My fellow monotheist told me his judgment of westerners, and then explained that for Islam you have to understand the dates of the Koran pages, because they contradict each other. He said Arab words can sometimes have ten different meanings. He said, too, that the Koran is written in classical Arabic, which is not modern Arabic, so again a lot of people don’t know. So yes, there’s a passage that says to kill unbelievers, (Maybe he said it’s “kill them all on sight,” I forget) but you don’t have to go by that. The terrorists go by such a passage, but they don’t know anything about it. They don’t know the context, and “they can be easily misled.” By “they” he meant the average Muslim in Eurasia.
Easily misled. Which leads us to politics. “How brainwashed are Muslims?" I asked “I know they don’t totally believe their clerics, because the mullahs say that Europe is bad, and western Europe the most satanic of all, yet the mid-east refugees go to Europe, and then they mostly go to western Europe.” My friend was old enough to remember when the leaders in his country were saying that western education was bad, that girls didn’t even need an education, were saying so “quite passionately”… yet they were sending their own children to high class private Catholic schools! “Leaders are corrupt” he said. By “leaders” he meant politicians too, not just clerics.
I have read all the books of that Muslim Dutch Member of Parliament. So I was not surprised when this intelligent devout Muslim hotel worker was disgusted with how the European nations treated Muslim immigrants, saying to me, “They encouraged them to segregate, saying ‘come to this country and you will have your own… keep your own… etc. etc.’” He was not surprised at all that they would (clasping his hands to illustrate) “clumped together.” We shared our disgust.
I told him when I was a boy the “melting pot” model meant you wanted to be American, and would be ashamed of being unAmerican, but somehow, when I wasn’t looking, that had changed. This I knew from looking at a book sold in a Canadian college bookstore for U.S. “dormitory monitors,” or “residence advisors” a paid position, where older students in the dorms look after the freshmen. This book advised (no doubt for in case the monitor came from a mono-culture small town) that Americans now believe in pluralism… I don’t know when things changed. Presumably, now they prefer to have little pots of pluralism in perpetuity.
…And so, that was how I met and talked with a real live Muslim in London…
… As for clumping, “30 minutes out from central London” (by the underground train) according to their web site, is the Who Shop, selling Doctor Who official BBC merchandise. I just had to make the pilgrimage.
So I took the tube to Upton Park station. Before going to the shop, I hiked for about 15 minutes in the opposite direction, along a main road, just to see what I could see. Ever seen one of those ethnic stores at a flea market or something, and of course there’s only one, and it’s empty, and you wonder how they stay in business? Indeed. Empty of customers was a store for South Asian clothing, then another, and another… for fifteen minutes. How did they stay in business, so empty, competing with each other? By people clumping, that’s how.
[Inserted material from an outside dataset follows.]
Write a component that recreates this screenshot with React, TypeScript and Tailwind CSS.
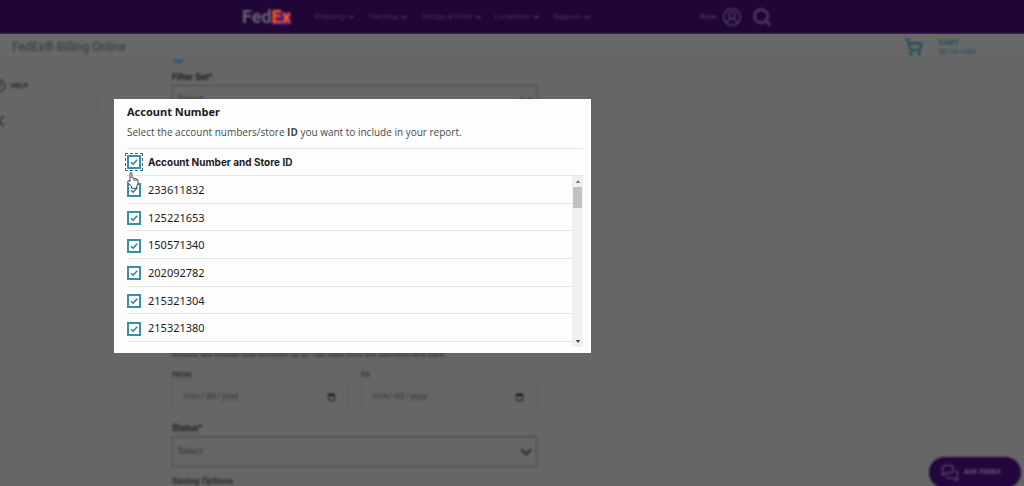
import { useState } from "react";
import { ChevronDown, ChevronLeft, CircleHelp, MessagesSquare, Search, ShoppingCart, CircleUserRound } from "lucide-react";

const navItems = ["Shipping", "Tracking", "Design & Print", "Locations", "Support"];

const accounts = [
  "233611832",
  "125221653",
  "150571340",
  "202092782",
  "215321304",
  "215321380",
];

function CheckBox({
  id,
  checked,
  onChange,
}: {
  id: string;
  checked: boolean;
  onChange: () => void;
}) {
  return (
    <span className="relative flex size-3.5 shrink-0">
      <input
        id={id}
        type="checkbox"
        checked={checked}
        onChange={onChange}
        className="size-3.5 appearance-none border-2 border-[#3a8fa3] bg-white"
      />
      {checked && (
        <svg
          viewBox="0 0 14 14"
          className="pointer-events-none absolute inset-0 size-3.5"
          fill="none"
          stroke="#2f7f93"
          strokeWidth="1.5"
        >
          <path d="M4 7.2 L6.1 9.2 L10.2 4.8" />
        </svg>
      )}
    </span>
  );
}

function Header() {
  return (
    <header className="h-[34px] shrink-0 bg-[#1f0637]">
      <div className="flex h-full items-center pl-[242px] text-[8px] text-[#49335d] blur-[1px]">
        <a
          href="#"
          className="flex w-[72px] items-center text-lg leading-4 font-bold text-[#6b6370]"
        >
          Fed
          <span className="bg-linear-to-b from-transparent from-20% via-[#4d148c] via-20% to-[#4d148c] to-85% text-[#ff6200]">
            Ex
          </span>
        </a>
        <nav className="flex gap-3">
          {navItems.map((item) => (
            <a key={item} href="#" className="flex items-center gap-px whitespace-nowrap">
              {item}
              <ChevronDown size={10} strokeWidth={3} />
            </a>
          ))}
        </nav>
        <div className="ml-auto flex w-[324px] items-center">
          <span className="w-[22px] font-bold">Krue</span>
          <CircleUserRound size={20} strokeWidth={2} className="text-[#4d3b5c]" />
          <Search size={20} strokeWidth={3} className="ml-2.5 text-[#4d3b5c]" />
        </div>
      </div>
    </header>
  );
}

function DateField({ id, label }: { id: string; label: string }) {
  return (
    <div className="flex flex-1 flex-col">
      <label htmlFor={id} className="text-[7px] leading-[10px] font-bold">
        {label}
      </label>
      <input
        id={id}
        type="date"
        className="h-[34px] w-full border border-[#5f5f5f] px-[10px] text-[9px] text-[#373737]"
      />
    </div>
  );
}

function SelectField({ id, label, height }: { id: string; label: string; height: string }) {
  return (
    <div>
      <label htmlFor={id} className="block text-[9px] leading-4 font-bold text-[#1c1c1c]">
        {label}
      </label>
      <div className="relative">
        <select
          id={id}
          className={`w-full appearance-none border border-[#4a4a4a] px-[5px] text-[9px] text-[#333] ${height}`}
        >
          <option>Select</option>
        </select>
        <ChevronDown
          size={18}
          strokeWidth={2.5}
          className="pointer-events-none absolute top-[7px] right-[2px] text-[#2a2a2a]"
        />
      </div>
    </div>
  );
}

function ReportPage() {
  return (
    <div className="flex h-full flex-col bg-[#666] font-['Roboto',sans-serif] text-[#2b2b2b]">
      <Header />
      <div className="flex h-[26px] shrink-0 items-center border-b border-[#606060] bg-[#686868] pl-3 blur-[1px]">
        <h1 className="text-[12px] text-[#373737]">FedEx® Billing Online</h1>
        <a href="#" className="mr-12 ml-auto flex items-center gap-4 text-[#204c57]">
          <ShoppingCart size={18} strokeWidth={3} />
          <span className="flex flex-col text-[8px] leading-[9px]">
            <b>CART</b>
            <span>$0.00 USD</span>
          </span>
        </a>
      </div>
      <div className="flex min-h-0 flex-1 blur-[1px]">
        <aside className="mt-2 w-[99px] shrink-0 border-t border-r border-[#5f5f5f] text-[7px]">
          <a
            href="#"
            className="flex h-[35px] items-center gap-[5px] border-b border-[#606060] font-bold"
          >
            <CircleHelp size={14} className="-ml-2" />
            HELP
          </a>
          <button type="button" aria-label="Collapse" className="flex h-[34px] items-center">
            <ChevronLeft size={18} className="-ml-2" />
          </button>
        </aside>
        <main className="ml-[73px] w-[365px] shrink-0">
          <div className="flex h-[9px] items-start pl-0.5">
            <span className="h-[3px] w-[9px] rounded-b-full bg-[#25566a]" />
          </div>
          <SelectField id="filter" label="Filter Set*" height="h-[30px]" />
          <p className="mt-[235px] text-[8px] leading-[10px] whitespace-nowrap">
            Results will include only invoices up to -180 days from the
            payment/end date.
          </p>
          <div className="mt-[10px] flex gap-3">
            <DateField id="from" label="FROM" />
            <DateField id="to" label="TO" />
          </div>
          <div className="mt-[6px]">
            <SelectField id="status" label="Status*" height="h-[31px]" />
          </div>
          <h2 className="mt-[9px] text-[9px] leading-[10px] font-bold">Saving Options</h2>
        </main>
      </div>
    </div>
  );
}

function Scrollbar() {
  return (
    <div className="flex w-[11px] shrink-0 flex-col items-center justify-between bg-[#f0f0f0] py-1">
      <div className="flex w-full flex-col items-center gap-1">
        <svg viewBox="0 0 6 4" className="h-[3px] w-1.5" fill="#777">
          <path d="M0 4 L3 0 L6 4 Z" />
        </svg>
        <span className="h-[21px] w-[9px] bg-[#c1c1c1]" />
      </div>
      <svg viewBox="0 0 6 4" className="h-[3px] w-1.5" fill="#444">
        <path d="M0 0 L3 4 L6 0 Z" />
      </svg>
    </div>
  );
}

export default function App() {
  const [selected, setSelected] = useState<string[]>(accounts);
  const allSelected = selected.length === accounts.length;

  const toggle = (account: string) => {
    setSelected(
      selected.includes(account)
        ? selected.filter((a) => a !== account)
        : [...selected, account],
    );
  };

  return (
    <div className="relative h-screen overflow-hidden bg-[#666] font-['Noto_Sans',sans-serif]">
      <ReportPage />

      <section className="absolute top-[99px] left-[114px] w-[477px] bg-[#fdfdfd] pt-[5px] pr-2 pb-[6px] pl-[13px] text-[#1c1c1c]">
        <h2 className="text-[11px] leading-4 font-bold">Account Number</h2>
        <p className="mt-1 font-['Open_Sans',sans-serif] text-[10px] leading-4 text-[#4a4a4a]">
          Select the account numbers/store <b>ID</b> you want to include in your report.
        </p>
        <div className="mt-2 flex h-[28px] items-center gap-[7px] border-t border-b border-[#e6e6e6]">
          <span className="-m-0.5 border border-dashed border-[#3a6d8c] p-px">
            <CheckBox
              id="all"
              checked={allSelected}
              onChange={() => setSelected(allSelected ? [] : accounts)}
            />
          </span>
          <label htmlFor="all" className="font-['Inter',sans-serif] text-[10px] font-bold">
            Account Number and Store ID
          </label>
        </div>
        <div className="flex h-[171px]">
          <ul className="flex h-[166px] flex-1 flex-col">
            {accounts.map((account) => (
              <li
                key={account}
                className="flex flex-1 items-center gap-[7px] border-b border-[#e6e6e6] pt-0.5 text-[11px]"
              >
                <CheckBox
                  id={account}
                  checked={selected.includes(account)}
                  onChange={() => toggle(account)}
                />
                <label htmlFor={account}>{account}</label>
              </li>
            ))}
          </ul>
          <Scrollbar />
        </div>
      </section>

      {/* hand pointer */}
      <svg
        viewBox="0 0 12 17"
        className="pointer-events-none absolute top-[172px] left-[127px] h-[17px] w-3"
        fill="#fff"
        stroke="#444"
        strokeLinejoin="round"
      >
        <path d="M3 9.5 V1.8 Q3 .6 4 .6 T5 1.8 V6 Q6.800 5.400 7 6.500 Q8.700 5.900 9 7.200 Q11 6.800 11 8.600 V11.500 L9.800 14 V16.300 H4.500 V14.500 L.8 10.300 Q.3 8.600 1.700 8.600 Z" />
        <path d="M7 6.500 V9 M9 7.200 V9" />
      </svg>

      <button
        type="button"
        className="absolute right-[3px] bottom-[-2px] flex h-[31px] w-[92px] items-center gap-[5px] rounded-full bg-[#22063d] pl-3 text-[7px] font-bold whitespace-nowrap text-[#6a5878] blur-[1px]"
      >
        <MessagesSquare size={18} strokeWidth={1.5} />
        ASK FEDEX
      </button>
    </div>
  );
}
Along the way I passed a green Muslim “community centre.” Not a temple.
My London friend had asked with displeasure why Americans don’t let everybody in, because he thought they should have a wider door policy; I told him the quotas are to aide integration. I could have simply used his words, “So people don’t clump.” I remember, as a young man, walking over and sitting with a group of “Italian” young male classmates, and one said, “But you’re not Italian.” Being quick, I answered “But last night I had pizza!” In other words, we were both joking. North Americans, on the whole, don’t believe in living like the folks in the movie Bend it Like Beckham. (I saw the DVD to prepare for my holiday) But immigrants will believe, if their surrounding society of doesn’t know any better.
… I regret that, while on vacation, I didn’t meet any real live “bleeding heart European liberals.” But I never seem to stumble over them in the bar.
Sean Crawford
Back in Allah’s own country
September
2017
Footnotes of the Doctor Who sort:
(Deleted for some future post)
Footnotes:
~The above mentioned book is by Azi Ahmed called Worlds Apart. (2015) The cover shows her face only one quarter normal, one quarter concealed by a jet black cloth mask, and by half of her face in dark camouflage paint at night.
The army as scary? Maybe to a civilian. An innocent civilian prairie girl, a neighbour in my condominium, who had been to London, told me the London ladies in big black burkas, with a little flapping triangle over their faces, look scary too.
~People overseas regard North Americans as optimistic, even naive, in their trusting of others and their “can-do” spirit. Hollywood movies, say the Europeans, are more prone to happy endings, and to individuals making a difference.
Perhaps it was in this spirit a certain American movie was made. It’s a romantic comedy, where an affectionate East Indian mother is fine with her son being friends with all sorts of races, religions and creeds, specifically all sorts of Indians such as Sikhs, Hindus and Muslims. And a blond boy too, on whom the mother paints a red spot. Most of the movie takes place where the young men hang around together in college, with the son chasing an “Indian” (American) girl. Once he sticks his foot in his mouth by saying (I forget) to the girl he he is chasing something like, “That’s as boring as pornography dragged out to the length of a Bollywood movie” His friend later (I forget) says, “You idiot! Now she knows you don’t like Bollywood, and you watch porn!”
So what this movie, so unlike the Beckham one, shows is that Americans don’t always believe in being in a pluralist bubble, with a snobbish dislike and disapproval of their neighbours. Too bad I forget the title. I saw it at the Plaza.
I read your blog A Muslim in London with bated breath following along as you asked questions I wouldn't dare ask. Since I know you I can hear you asking these in your honest and interested way and you learned a lot. I learned a lot, too, reading this blog, in fact it took me into a world that I probably don't have access to. Thank you for posting.